Tuesday, May 20, 2008

Tired of being tired...

What happened to my energy? Yes, I'm going through menopause. I've got the power surges going on, and fatigue is partly due to not be able to sleep all through the night.

My son is a large part of my stress, though. I took a vacation from him on Sunday. It was nice get back to my routine of going to my church, and hearing a message that was very encouraging. It was about "You Gotta Keep Dancing". Given that I have a son who is 7 weeks into his sobriety, who lives in a new city 2 hours away, who doesn't have a full-time job... it's sapping my joy to try and keep a positive attitude.

My best friend tells me that B hung out at her house for most of Sunday-- doing laundry, watching television and playing with a new gadget someone gave him-- so that he can access the internet. I heard that on Monday, his father drove up to deliver the rest of B's clothes and shoes that he needed.

I had a rough day at the office. I was told that I looked like I'd been hit by a truck (gee, thanks). My hair was frazzled, make-up was askew and that I looked like I was ready to collapse. I was very happy to see the clock hit 4:30 so that I could head home. I took a chance, and called my son.

I still can't recall all of what he said-- the part my brain got stuck on was "I was in an accident. It wasn't my fault...I was trying to see a freeway sign but a big gas truck was blocking in. I was only going about 85 miles an hour, when a car swerved and hit the divider....I'm okay, though."

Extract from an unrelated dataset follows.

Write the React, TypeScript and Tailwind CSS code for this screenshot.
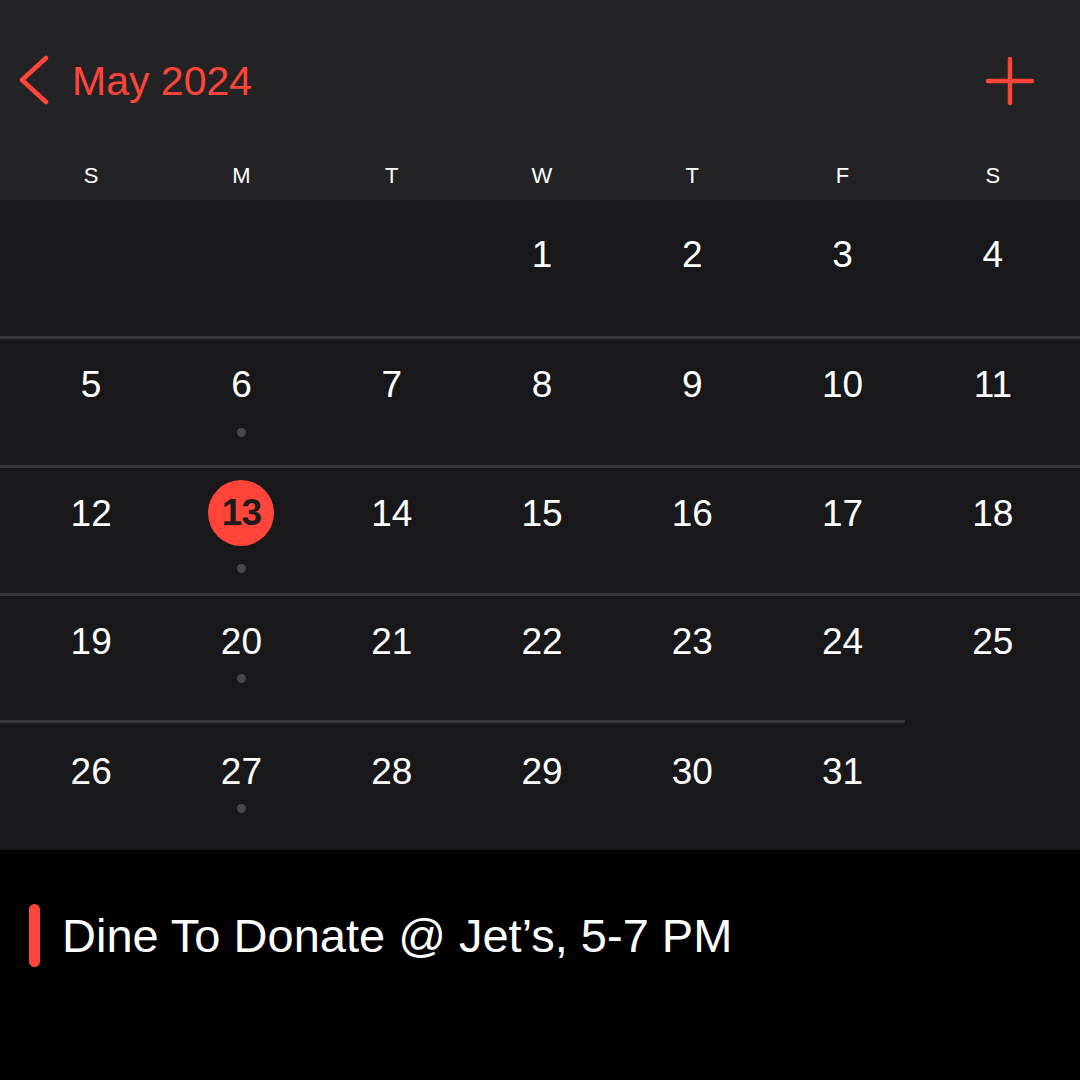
const weekdays = ["S", "M", "T", "W", "T", "F", "S"];

type Day = { n: number | null; dot?: boolean; today?: boolean };

const rows: { days: Day[]; h: string; pt: string; dotMt: string }[] = [
  {
    days: [{ n: null }, { n: null }, { n: null }, { n: 1 }, { n: 2 }, { n: 3 }, { n: 4 }],
    h: "h-[136px]",
    pt: "pt-[21px]",
    dotMt: "mt-[11px]",
  },
  {
    days: [{ n: 5 }, { n: 6, dot: true }, { n: 7 }, { n: 8 }, { n: 9 }, { n: 10 }, { n: 11 }],
    h: "h-[126px]",
    pt: "pt-[12px]",
    dotMt: "mt-[11px]",
  },
  {
    days: [{ n: 12 }, { n: 13, dot: true, today: true }, { n: 14 }, { n: 15 }, { n: 16 }, { n: 17 }, { n: 18 }],
    h: "h-[125px]",
    pt: "pt-[12px]",
    dotMt: "mt-[18px]",
  },
  {
    days: [{ n: 19 }, { n: 20, dot: true }, { n: 21 }, { n: 22 }, { n: 23 }, { n: 24 }, { n: 25 }],
    h: "h-[124px]",
    pt: "pt-[12px]",
    dotMt: "mt-0",
  },
  {
    days: [{ n: 26 }, { n: 27, dot: true }, { n: 28 }, { n: 29 }, { n: 30 }, { n: 31 }, { n: null }],
    h: "h-[127px]",
    pt: "pt-[15px]",
    dotMt: "mt-0",
  },
];

function Separator({ short }: { short?: boolean }) {
  return <div className={`h-[3px] bg-[#38383a] ${short ? "w-[905px]" : "w-full"}`} />;
}

function WeekRow({ row }: { row: (typeof rows)[number] }) {
  return (
    <div className={`grid grid-cols-7 pl-4 pr-3 ${row.h} ${row.pt}`}>
      {row.days.map((d, i) => (
        <div key={i} className="flex flex-col items-center">
          {d.n !== null && (
            <>
              <div className="h-[66px] flex items-center justify-center">
                {d.today ? (
                  <span className="size-[66px] rounded-full bg-[#ff453a] flex items-center justify-center text-[37px] font-bold text-[#1c1c1e] tracking-tight">
                    {d.n}
                  </span>
                ) : (
                  <span className="text-[37px] text-white leading-none">{d.n}</span>
                )}
              </div>
              {d.dot && <span className={`size-[9px] rounded-full bg-[#48484a] ${row.dotMt}`} />}
            </>
          )}
        </div>
      ))}
    </div>
  );
}

export default function App() {
  return (
    <div className="w-[1080px] h-[1080px] bg-black flex flex-col font-['Liberation_Sans',Arial,sans-serif]">
      <div className="h-[200px] bg-[#232325] flex flex-col">
        <div className="mt-[41px] h-[80px] flex items-center px-[18px]">
          <svg width="34" height="52" viewBox="0 0 34 52" className="shrink-0">
            <polyline
              points="28,3 4,25 28,47"
              fill="none"
              stroke="#ff453a"
              strokeWidth="4.5"
              strokeLinecap="round"
              strokeLinejoin="round"
            />
          </svg>
          <span className="ml-[20px] text-[41px] text-[#ff453a] leading-none">May 2024</span>
          <svg width="50" height="50" viewBox="0 0 50 50" className="ml-auto mr-[27px]">
            <path d="M25 3 V47 M3 25 H47" stroke="#ff453a" strokeWidth="4.5" strokeLinecap="round" />
          </svg>
        </div>
        <div className="mt-[40px] h-[30px] grid grid-cols-7 pl-4 pr-3 items-center">
          {weekdays.map((w, i) => (
            <span key={i} className="text-center text-[22px] text-white leading-none">
              {w}
            </span>
          ))}
        </div>
      </div>

      <div className="bg-[#18181a] flex flex-col">
        <WeekRow row={rows[0]} />
        <Separator />
        <WeekRow row={rows[1]} />
        <Separator />
        <WeekRow row={rows[2]} />
        <Separator />
        <WeekRow row={rows[3]} />
        <Separator short />
        <WeekRow row={rows[4]} />
      </div>

      <div className="flex items-center mt-[54px] pl-[29px]">
        <span className="w-[11px] h-[63px] rounded-full bg-[#ff453a]" />
        <span className="ml-[22px] text-[47px] text-white leading-none">Dine To Donate @ Jet’s, 5-7 PM</span>
      </div>
    </div>
  );
}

The rest of the paragph is a blur. I had visions of my son either being handcuffed for dangerous driving, or that his car was totaled. I guess I went into a temporary shock, because we moved on to another topic.

My son is struggling, no doubt. We chatted a little bit, and I explained to him that the reason he thinks I'm acting crazy isn't because of menopause-- thank you very much. I told him that I don't know how to talk to him. No matter how I try to deliver what I am feeling, no matter how hard I try to sugar-coat things, I can't win!

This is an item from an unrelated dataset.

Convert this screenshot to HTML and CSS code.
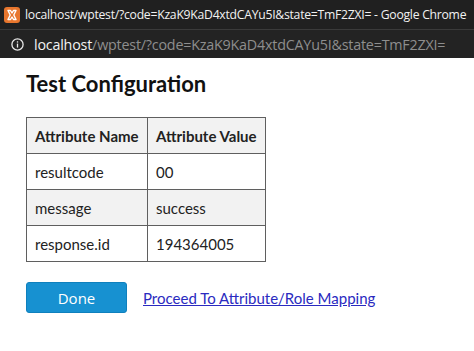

He responded that there is nothing to win. I don't want his addiction to win, but how can I help him to understand that?

I realized that B is still in a very delicate stage of his recovery. B is feeling depressed and I fear that he is totally lost in how to survive in this world.

I agreed to drive up on Saturday to spend time with him. I will, at least, be able to fulfill one motherly fantasy. He asked me to help him shop at the grocery store. He has no clue on how to cook inexpensive meals. Me, being the Foodie who cooks from scratch, will need to revert back to the days of my youth with hardly any money to live on. So, it's back to Hamburger Helper, tuna casseroles, canned soups and pasta recipes. I don't like processed foods, but given that my son would be happy to eat at Carl's Junior every single day-- this is the route I will need to take.

I'm struggling, today. I'm worried, sick, about my son. I feel so helpless and powerless.

I wonder if God ever gets tired of my daily please for help, wisdom and encouragment. I know he doesn't. I think I'm just allowing myself to feel discouraged. I don't want to do that. That's how the Dark One robs us of our joy.